By Stacy Randell
The home page of Harborlight Community Partner’s website begins with the heading Providing Homes and Community Support. Imagine a world for a second where everyone has those two essential ingredients for success. The first sentence of the organization’s description is, Everyone deserves a home. This small glimpse into the mission of Harborlight Community Partners demonstrates why I serve on the HCP Board of Directors.

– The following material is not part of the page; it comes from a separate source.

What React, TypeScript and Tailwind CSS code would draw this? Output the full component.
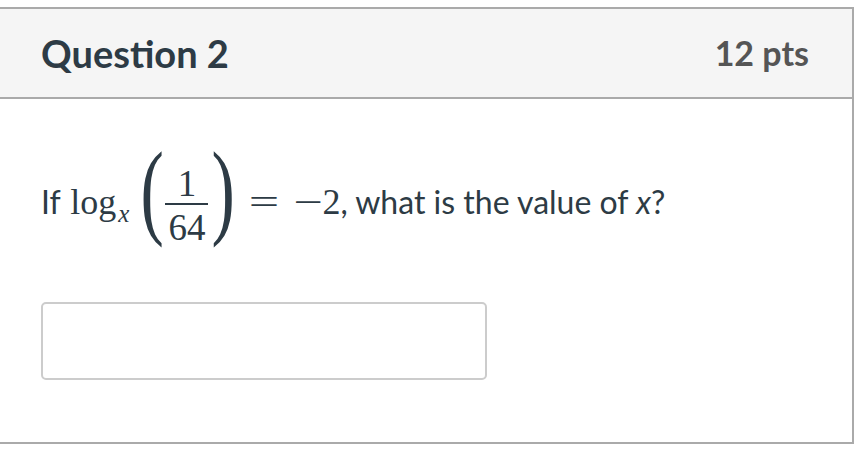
import React from 'react'

const serif = { fontFamily: '"Liberation Serif", "Times New Roman", serif' }

function Paren(props: { side: 'left' | 'right' }) {
  return (
    <span
      className="inline-block w-[22px] origin-center -translate-y-[16px] scale-y-[1.5] text-center align-middle text-[70px] leading-[70px] text-[#2d3b45]"
      style={serif}
    >
      {props.side === 'left' ? '(' : ')'}
    </span>
  )
}

function Fraction(props: { num: string; den: string }) {
  return (
    <span
      className="inline-flex w-[43px] -translate-y-[2px] flex-col items-center align-middle"
      style={serif}
    >
      <span className="block pt-[4px] text-[37px] leading-[36px]">{props.num}</span>
      <span className="my-[1px] block h-[1.5px] w-full bg-[#2d3b45]" />
      <span className="block pt-[4px] text-[37px] leading-[36px]">{props.den}</span>
    </span>
  )
}

export default function App() {
  return (
    <div
      className="min-h-screen bg-white pt-[7px]"
      style={{ fontFamily: 'Lato, "Liberation Sans", sans-serif' }}
    >
      <div className="w-[854px] border-2 border-l-0 border-[#aaaaaa]">
        <div className="flex h-[90px] items-center justify-between border-b-2 border-[#aaaaaa] bg-[#f5f5f5] pl-[41px] pr-[43px]">
          <h2 className="text-[38px] leading-none font-bold text-[#2d3b45]">Question 2</h2>
          <div className="text-[34px] leading-none font-bold text-[#555555]">12 pts</div>
        </div>

        <div className="h-[343px] pl-[41px] pt-[65px]">
          <p className="text-[32px] leading-[32px] text-[#2d3b45]">
            If{' '}
            <span className="ml-[2px] text-[36px]" style={serif}>
              log
              <span className="ml-[2px] align-[-8px] text-[25px] italic">x</span>
            </span>
            <span className="ml-[11px]">
              <Paren side="left" />
            </span>
            <span className="ml-[3px]">
              <Fraction num="1" den="64" />
            </span>
            <span className="ml-[3px]">
              <Paren side="right" />
            </span>
            <span
              className="ml-[17px] inline-block w-[28px] scale-x-[1.5] text-center text-[36px]"
              style={serif}
            >
              =
            </span>
            <span
              className="ml-[16px] inline-block w-[28px] scale-x-[1.45] text-center text-[36px]"
              style={serif}
            >
              −
            </span>
            <span className="text-[36px]" style={serif}>
              2
            </span>
            , what is the value of <i>x</i>?
          </p>

          <div className="mt-[54px] h-[78px] w-[446px] rounded-[5px] border-2 border-[#cccccc] bg-white" />
        </div>
      </div>
    </div>
  )
}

Safe, affordable housing and support allow every person the opportunity to live rather than simply survive. They are the great equalizers in the game of chance called life a life that is largely shaped by where and to whom you are born. Having a reliable place to lay your head is step one. As of August 2015, there were approximately 4,250 families with children and pregnant women in the Massachusetts shelter programs and 1,244 these families were being sheltered in motels. Close to 6200 families received Emergency Assistance in 2015, but almost 12,000 applied for it (the assistance provided via the Commonwealth’s Emergency Assistance Program). Although the majority of homeless children in Massachusetts are under 5, there were 9,493 high school-aged students in public schools who experience homelessness on any given day.

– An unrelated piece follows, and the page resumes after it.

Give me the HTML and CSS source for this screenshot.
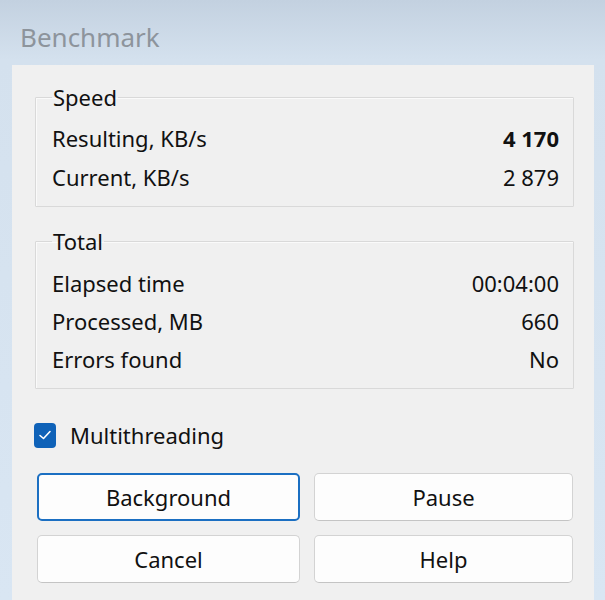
FILE: index.html
```html
<!DOCTYPE html>
<html>
<head>
    <title>Benchmark</title>
    <link rel="stylesheet" href="styles.css">
</head>
<body>
    <header class="title-bar">Benchmark</header>
    <div class="panel">
        <fieldset class="group group-speed">
            <legend>Speed</legend>
            <div class="row"><span>Resulting, KB/s</span><strong>4 170</strong></div>
            <div class="row"><span>Current, KB/s</span><span>2 879</span></div>
        </fieldset>
        <fieldset class="group group-total">
            <legend>Total</legend>
            <div class="row"><span>Elapsed time</span><span>00:04:00</span></div>
            <div class="row"><span>Processed, MB</span><span>660</span></div>
            <div class="row"><span>Errors found</span><span>No</span></div>
        </fieldset>
        <label class="check">
            <span class="check-box">
                <svg width="14" height="12" viewBox="0 0 14 12">
                    <path d="M2 6.5 L5.5 9.5 L12 2.5" fill="none" stroke="#fff" stroke-width="1.6" stroke-linecap="round" stroke-linejoin="round"/>
                </svg>
            </span>
            Multithreading
        </label>
        <div class="buttons">
            <button class="btn btn-default">Background</button>
            <button class="btn">Pause</button>
            <button class="btn">Cancel</button>
            <button class="btn">Help</button>
        </div>
    </div>
</body>
</html>
```

FILE: styles.css
```css
body {
    margin: 0;
    padding: 0;
    font-family: "Noto Sans", "Open Sans", sans-serif;
    font-size: 22px;
    color: #111;
    background: linear-gradient(#c3d1e0 0, #d4e1ee 60px, #d9e6f3 100%);
    height: 600px;
    overflow: hidden;
}
.title-bar {
    height: 65px;
    box-sizing: border-box;
    padding: 22px 0 0 20px;
    font-size: 26px;
    line-height: 30px;
    color: #8d949c;
}
.panel {
    margin: 0 11px 0 12px;
    height: 535px;
    box-sizing: border-box;
    padding: 20px 20px 0 23px;
    background-color: #f0f0f0;
}
.group {
    margin: 0;
    padding: 0 14px 0 16px;
    border: 1px solid #d9d9d9;
    border-radius: 1px;
    box-shadow: inset 1px 1px 0 #fafafa;
}
.group legend {
    padding: 0 1px;
    line-height: 24px;
}
.group-speed {
    padding-top: 9px;
    padding-bottom: 10px;
}
.group-total {
    margin-top: 22px;
    padding-top: 11px;
    padding-bottom: 10px;
}
.row {
    display: flex;
    justify-content: space-between;
    align-items: center;
    height: 38px;
}
.group-speed .row {
    height: 39px;
}
.row strong {
    font-weight: 700;
}
.check {
    display: flex;
    align-items: center;
    gap: 14px;
    margin-top: 32px;
    height: 28px;
}
.check-box {
    display: flex;
    align-items: center;
    justify-content: center;
    width: 22px;
    height: 25px;
    margin-left: -1px;
    border-radius: 4px;
    background-color: #0f62b8;
}
.buttons {
    display: grid;
    grid-template-columns: 263px 259px;
    grid-auto-rows: 48px;
    column-gap: 14px;
    row-gap: 14px;
    margin-top: 24px;
    margin-left: 2px;
}
.btn {
    font-family: inherit;
    font-size: 22px;
    color: #111;
    background-color: #fdfdfd;
    border: 1px solid #d3d3d3;
    border-bottom-color: #c4c4c4;
    border-radius: 5px;
}
.btn-default {
    border: 2px solid #1b6fc2;
}
```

We must have conversations about the need for affordable housing and income parity regularly, with everyone in our circles of influence personally and professionally. The HCP Resident Advisory Council, on which I also serve, will help to facilitate those conversations and allow for those who know firsthand the benefits of affordable housing to speak about the difference it has made for themselves and their families.
I am one of those people. My son is one of those people. As a single parent household living at or below the poverty line, there are all kinds of dire statistics that could have characterized my son’s future. He is one of the 20 million children in the US who grow up without a father in the home. Fatherless children are 20 times more likely to go to prison. Ten times more likely to become addicted to substances; 44% more likely to live in poverty. 90% of all runaway and homeless youth. 9 % more likely to drop out of school.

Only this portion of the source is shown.